Extract all lines that hold "screenshot" from the records below.

-- START OF Data extract --

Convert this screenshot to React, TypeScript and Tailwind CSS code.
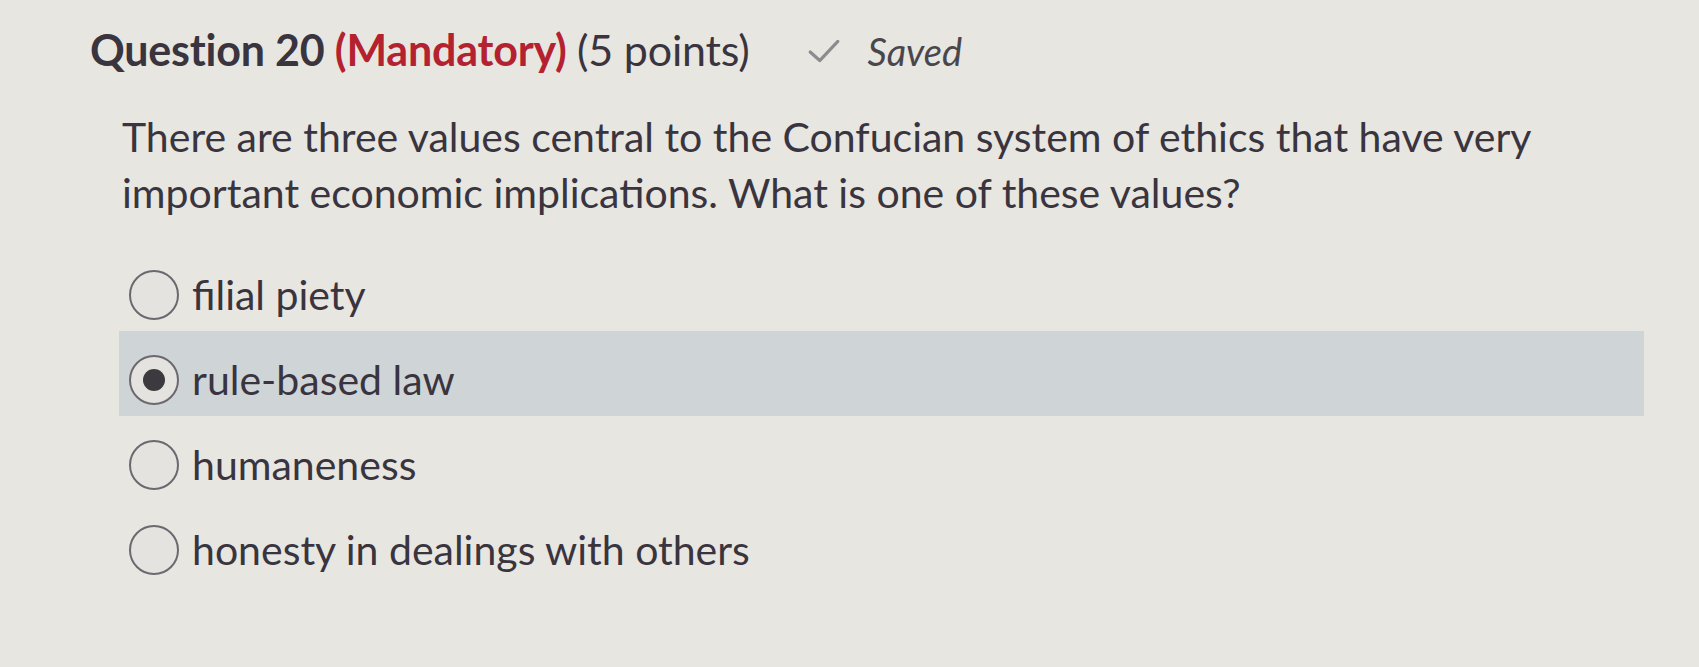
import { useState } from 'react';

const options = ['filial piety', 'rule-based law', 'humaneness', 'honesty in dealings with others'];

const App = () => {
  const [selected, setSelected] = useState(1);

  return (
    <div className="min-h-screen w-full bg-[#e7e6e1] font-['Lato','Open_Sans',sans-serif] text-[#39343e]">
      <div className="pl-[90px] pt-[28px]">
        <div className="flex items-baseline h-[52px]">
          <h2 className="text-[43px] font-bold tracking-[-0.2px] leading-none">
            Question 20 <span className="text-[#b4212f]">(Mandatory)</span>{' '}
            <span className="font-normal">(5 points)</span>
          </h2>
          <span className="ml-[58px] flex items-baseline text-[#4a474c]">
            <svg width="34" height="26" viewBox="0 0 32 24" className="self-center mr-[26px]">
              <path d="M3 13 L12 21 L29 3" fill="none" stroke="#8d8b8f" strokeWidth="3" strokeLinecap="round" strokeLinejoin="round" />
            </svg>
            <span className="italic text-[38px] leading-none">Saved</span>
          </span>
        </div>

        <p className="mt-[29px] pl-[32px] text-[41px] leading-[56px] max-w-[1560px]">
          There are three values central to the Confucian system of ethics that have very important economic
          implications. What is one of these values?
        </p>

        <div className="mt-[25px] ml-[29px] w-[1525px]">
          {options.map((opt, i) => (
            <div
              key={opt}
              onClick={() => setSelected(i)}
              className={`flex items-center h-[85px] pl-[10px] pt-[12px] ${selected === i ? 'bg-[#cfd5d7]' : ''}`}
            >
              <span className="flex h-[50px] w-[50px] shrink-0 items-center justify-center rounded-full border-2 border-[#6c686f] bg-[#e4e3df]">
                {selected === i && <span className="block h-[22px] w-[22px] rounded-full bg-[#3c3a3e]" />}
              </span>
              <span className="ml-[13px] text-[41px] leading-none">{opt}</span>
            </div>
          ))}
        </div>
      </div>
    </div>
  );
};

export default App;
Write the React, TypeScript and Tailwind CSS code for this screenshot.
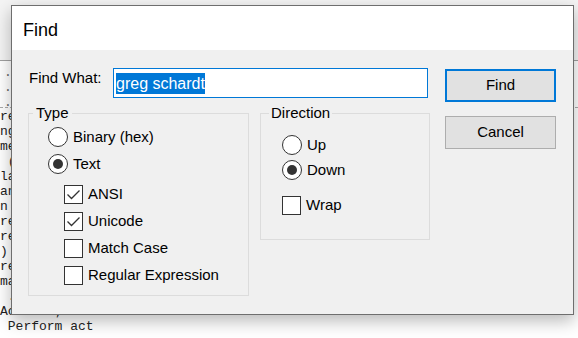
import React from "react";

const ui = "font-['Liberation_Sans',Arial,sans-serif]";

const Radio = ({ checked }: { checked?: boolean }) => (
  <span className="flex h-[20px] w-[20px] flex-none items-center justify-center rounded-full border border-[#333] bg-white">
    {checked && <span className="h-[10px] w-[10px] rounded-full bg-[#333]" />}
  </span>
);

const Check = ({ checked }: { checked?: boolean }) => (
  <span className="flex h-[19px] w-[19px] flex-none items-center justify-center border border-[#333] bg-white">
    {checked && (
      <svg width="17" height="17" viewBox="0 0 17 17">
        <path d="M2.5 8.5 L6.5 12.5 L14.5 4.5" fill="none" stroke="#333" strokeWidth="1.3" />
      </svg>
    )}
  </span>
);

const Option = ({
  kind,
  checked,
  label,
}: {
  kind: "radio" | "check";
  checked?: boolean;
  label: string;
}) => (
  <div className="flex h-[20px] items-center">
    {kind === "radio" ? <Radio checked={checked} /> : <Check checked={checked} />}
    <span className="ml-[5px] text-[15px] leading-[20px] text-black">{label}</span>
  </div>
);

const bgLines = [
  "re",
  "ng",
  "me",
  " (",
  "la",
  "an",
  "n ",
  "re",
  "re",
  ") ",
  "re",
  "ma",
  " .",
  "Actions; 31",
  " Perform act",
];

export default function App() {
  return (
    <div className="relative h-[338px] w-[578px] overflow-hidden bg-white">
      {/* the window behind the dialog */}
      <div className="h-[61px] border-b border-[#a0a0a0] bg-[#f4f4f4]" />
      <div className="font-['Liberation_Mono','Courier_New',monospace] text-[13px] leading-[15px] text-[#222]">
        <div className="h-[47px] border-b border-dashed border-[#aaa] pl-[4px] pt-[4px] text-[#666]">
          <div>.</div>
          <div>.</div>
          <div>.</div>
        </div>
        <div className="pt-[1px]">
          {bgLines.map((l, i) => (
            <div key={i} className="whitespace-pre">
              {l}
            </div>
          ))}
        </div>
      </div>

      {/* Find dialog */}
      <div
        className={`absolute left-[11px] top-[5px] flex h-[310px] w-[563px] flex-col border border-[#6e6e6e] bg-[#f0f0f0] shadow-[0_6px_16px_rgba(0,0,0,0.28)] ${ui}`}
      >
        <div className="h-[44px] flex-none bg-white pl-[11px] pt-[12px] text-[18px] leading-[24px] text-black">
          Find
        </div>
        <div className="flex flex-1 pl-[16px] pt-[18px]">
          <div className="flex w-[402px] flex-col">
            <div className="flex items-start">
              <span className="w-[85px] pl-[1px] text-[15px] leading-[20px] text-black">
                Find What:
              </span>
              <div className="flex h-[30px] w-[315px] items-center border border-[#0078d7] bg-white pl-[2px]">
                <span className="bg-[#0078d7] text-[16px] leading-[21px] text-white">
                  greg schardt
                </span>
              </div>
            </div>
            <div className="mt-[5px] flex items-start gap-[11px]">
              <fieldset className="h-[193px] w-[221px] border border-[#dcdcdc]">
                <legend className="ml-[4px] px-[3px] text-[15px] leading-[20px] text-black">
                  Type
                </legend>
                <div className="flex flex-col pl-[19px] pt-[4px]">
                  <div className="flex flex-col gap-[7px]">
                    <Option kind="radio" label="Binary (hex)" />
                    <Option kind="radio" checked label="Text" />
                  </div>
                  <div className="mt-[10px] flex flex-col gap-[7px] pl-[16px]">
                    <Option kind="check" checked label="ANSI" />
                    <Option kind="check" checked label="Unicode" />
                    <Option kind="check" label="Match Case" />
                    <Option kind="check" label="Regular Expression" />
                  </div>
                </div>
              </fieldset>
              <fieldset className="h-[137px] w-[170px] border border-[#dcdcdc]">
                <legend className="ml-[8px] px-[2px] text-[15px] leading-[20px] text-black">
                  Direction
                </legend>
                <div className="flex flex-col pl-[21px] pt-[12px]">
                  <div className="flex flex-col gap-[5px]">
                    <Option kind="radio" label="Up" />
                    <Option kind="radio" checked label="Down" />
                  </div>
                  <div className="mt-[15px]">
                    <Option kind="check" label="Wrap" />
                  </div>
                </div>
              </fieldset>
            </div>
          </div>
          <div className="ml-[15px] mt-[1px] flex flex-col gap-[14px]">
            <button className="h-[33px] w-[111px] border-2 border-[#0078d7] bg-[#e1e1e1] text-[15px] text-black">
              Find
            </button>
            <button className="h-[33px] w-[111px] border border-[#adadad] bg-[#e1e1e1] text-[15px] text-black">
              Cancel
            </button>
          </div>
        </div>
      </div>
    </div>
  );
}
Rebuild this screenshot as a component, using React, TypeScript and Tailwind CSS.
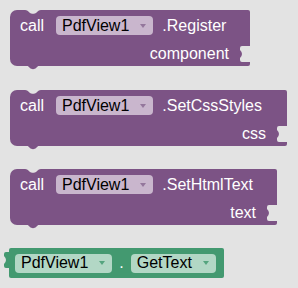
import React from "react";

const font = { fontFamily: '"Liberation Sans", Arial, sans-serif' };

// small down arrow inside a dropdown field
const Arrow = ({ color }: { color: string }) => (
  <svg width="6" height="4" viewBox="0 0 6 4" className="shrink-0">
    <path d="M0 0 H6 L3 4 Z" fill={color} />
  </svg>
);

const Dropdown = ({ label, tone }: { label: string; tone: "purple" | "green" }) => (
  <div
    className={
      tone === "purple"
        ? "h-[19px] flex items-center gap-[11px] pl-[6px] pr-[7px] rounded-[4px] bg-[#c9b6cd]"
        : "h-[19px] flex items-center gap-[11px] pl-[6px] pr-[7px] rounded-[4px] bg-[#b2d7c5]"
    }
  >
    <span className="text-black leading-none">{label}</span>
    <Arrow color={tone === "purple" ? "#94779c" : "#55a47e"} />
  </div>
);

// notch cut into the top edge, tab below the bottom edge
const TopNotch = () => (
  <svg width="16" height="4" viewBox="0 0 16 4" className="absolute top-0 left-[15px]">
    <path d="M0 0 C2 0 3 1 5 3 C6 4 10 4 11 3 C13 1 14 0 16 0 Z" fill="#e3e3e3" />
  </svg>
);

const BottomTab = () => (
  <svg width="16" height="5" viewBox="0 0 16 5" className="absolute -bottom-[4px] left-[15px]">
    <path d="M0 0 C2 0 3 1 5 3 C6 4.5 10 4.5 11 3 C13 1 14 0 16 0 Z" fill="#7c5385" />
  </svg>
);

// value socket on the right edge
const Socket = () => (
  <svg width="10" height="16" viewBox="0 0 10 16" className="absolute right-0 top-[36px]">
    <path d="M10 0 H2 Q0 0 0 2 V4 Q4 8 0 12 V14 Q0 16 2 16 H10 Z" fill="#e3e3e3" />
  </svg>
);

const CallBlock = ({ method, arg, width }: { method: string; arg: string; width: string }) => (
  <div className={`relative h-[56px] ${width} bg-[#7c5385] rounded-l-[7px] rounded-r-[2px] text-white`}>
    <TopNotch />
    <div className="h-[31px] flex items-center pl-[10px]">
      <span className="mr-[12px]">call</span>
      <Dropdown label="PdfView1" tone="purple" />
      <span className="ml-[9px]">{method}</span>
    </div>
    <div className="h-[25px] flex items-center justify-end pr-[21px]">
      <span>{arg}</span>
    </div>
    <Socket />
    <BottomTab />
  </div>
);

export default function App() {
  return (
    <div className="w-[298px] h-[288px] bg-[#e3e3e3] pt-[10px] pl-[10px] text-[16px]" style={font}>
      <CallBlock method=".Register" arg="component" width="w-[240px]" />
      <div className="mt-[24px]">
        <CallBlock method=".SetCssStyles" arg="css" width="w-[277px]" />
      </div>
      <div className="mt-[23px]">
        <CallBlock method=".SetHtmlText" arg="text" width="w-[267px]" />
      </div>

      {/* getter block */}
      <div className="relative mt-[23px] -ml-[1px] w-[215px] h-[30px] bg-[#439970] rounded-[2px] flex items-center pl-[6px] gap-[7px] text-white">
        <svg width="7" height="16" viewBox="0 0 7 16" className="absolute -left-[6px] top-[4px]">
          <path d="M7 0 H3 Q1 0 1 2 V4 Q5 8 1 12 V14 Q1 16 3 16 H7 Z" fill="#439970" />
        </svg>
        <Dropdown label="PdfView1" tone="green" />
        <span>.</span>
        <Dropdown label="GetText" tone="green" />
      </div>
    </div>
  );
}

-- END OF Data extract --

Task response:
Convert this screenshot to React, TypeScript and Tailwind CSS code.
Write the React, TypeScript and Tailwind CSS code for this screenshot.
Rebuild this screenshot as a component, using React, TypeScript and Tailwind CSS.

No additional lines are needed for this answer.